Improved Theoretically-Grounded Evolutionary Algorithms for Subset Selection with a Linear Cost Constraint

The subset selection problem with a monotone and submodular objective function under a linear cost constraint has wide applications, such as maximum coverage, influence maximization, and feature selection, just to name a few. Various greedy algorithms have been proposed with good performance both theoretically and empirically. Recently, evolutionary algorithms (EAs), inspired by Darwin’s evolution theory, have emerged as a prominent methodology, offering both empirical advantages and theoretical guarantees. Among these, the multi-objective EA, POMC, has demonstrated the best empirical performance to date, achieving an approximation guarantee of $(1/2)(1-1/e)$. However, there remains a gap in the approximation bounds of EAs compared to greedy algorithms, and their full theoretical potential is yet to be realized.

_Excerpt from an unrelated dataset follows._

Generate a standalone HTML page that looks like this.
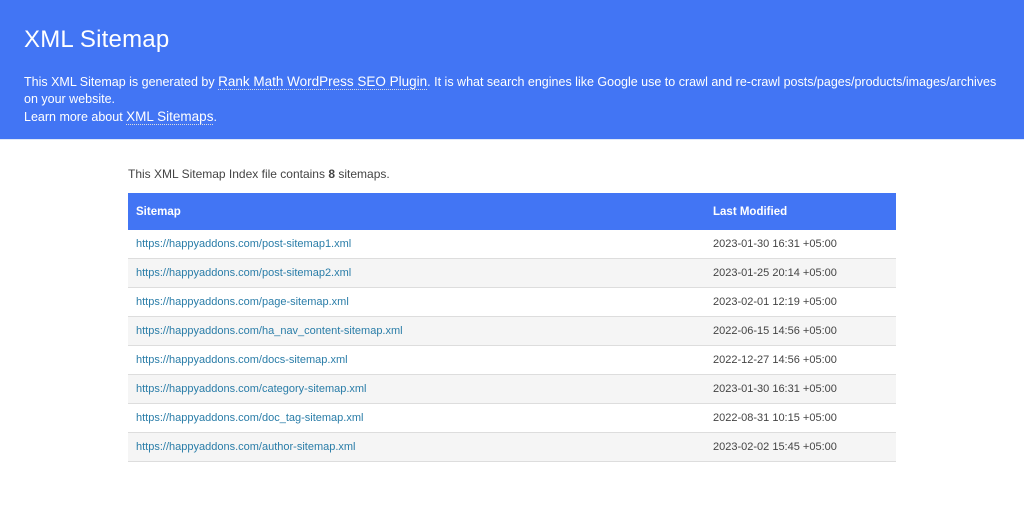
<!DOCTYPE html>
<html><head><meta charset="utf-8"><style>
html,body{margin:0;padding:0;background:#fff;}
body{font-family:"Liberation Sans",sans-serif;color:#444;width:1024px;height:531px;overflow:hidden;}
#hd{background:#4275f4;height:140px;color:#fff;padding:0 24px;box-sizing:border-box;position:relative;border-bottom:1px solid #e0e8f8;}
h1{font-size:24px;font-weight:normal;margin:0;position:absolute;top:26px;left:24px;letter-spacing:0.2px;}
.p{position:absolute;left:24px;font-size:12.5px;line-height:17px;white-space:nowrap;}
.p a{color:#fff;text-decoration:none;border-bottom:1px dotted #ddd;font-size:13.5px;}
#intro{position:absolute;top:167px;left:128px;font-size:12px;color:#444;}
table{position:absolute;top:193px;left:128px;width:768px;border-collapse:collapse;font-size:11px;}
th{background:#4275f4;color:#fff;text-align:left;height:37px;padding:0 8px;font-size:11.5px;}
td{height:28px;padding:0 8px;border-bottom:1px solid #ddd;}
tr:nth-child(odd) td{background:#f5f5f5;}
td a{color:#2a7da8;text-decoration:none;}
td.d{color:#444;}
</style></head><body>
<div id="hd">
<h1>XML Sitemap</h1>
<div class="p" style="top:73px">This XML Sitemap is generated by <a>Rank Math WordPress SEO Plugin</a>. It is what search engines like Google use to crawl and re-crawl posts/pages/products/images/archives<br>on your website.</div>
<div class="p" style="top:108px">Learn more about <a>XML Sitemaps</a>.</div>
</div>
<div id="intro">This XML Sitemap Index file contains <b>8</b> sitemaps.</div>
<table>
<tr><th style="width:561px">Sitemap</th><th>Last Modified</th></tr>
<tr><td><a>https://happyaddons.com/post-sitemap1.xml</a></td><td class="d">2023-01-30 16:31 +05:00</td></tr>
<tr><td><a>https://happyaddons.com/post-sitemap2.xml</a></td><td class="d">2023-01-25 20:14 +05:00</td></tr>
<tr><td><a>https://happyaddons.com/page-sitemap.xml</a></td><td class="d">2023-02-01 12:19 +05:00</td></tr>
<tr><td><a>https://happyaddons.com/ha_nav_content-sitemap.xml</a></td><td class="d">2022-06-15 14:56 +05:00</td></tr>
<tr><td><a>https://happyaddons.com/docs-sitemap.xml</a></td><td class="d">2022-12-27 14:56 +05:00</td></tr>
<tr><td><a>https://happyaddons.com/category-sitemap.xml</a></td><td class="d">2023-01-30 16:31 +05:00</td></tr>
<tr><td><a>https://happyaddons.com/doc_tag-sitemap.xml</a></td><td class="d">2022-08-31 10:15 +05:00</td></tr>
<tr><td><a>https://happyaddons.com/author-sitemap.xml</a></td><td class="d">2023-02-02 15:45 +05:00</td></tr>
</table>
</body></html>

In this paper, we re-analyze the approximation performance of POMC theoretically, and derive an improved guarantee of $1/2$, which thus provides theoretical justification for its encouraging empirical performance. Furthermore, we propose a novel multi-objective EA, EPOL, which not only achieves the best-known practical approximation guarantee of $0.6174$, but also delivers superior empirical performance in applications of maximum coverage and influence maximization. We hope this work can help better solving the subset selection problem, but also enhance our theoretical understanding of EAs.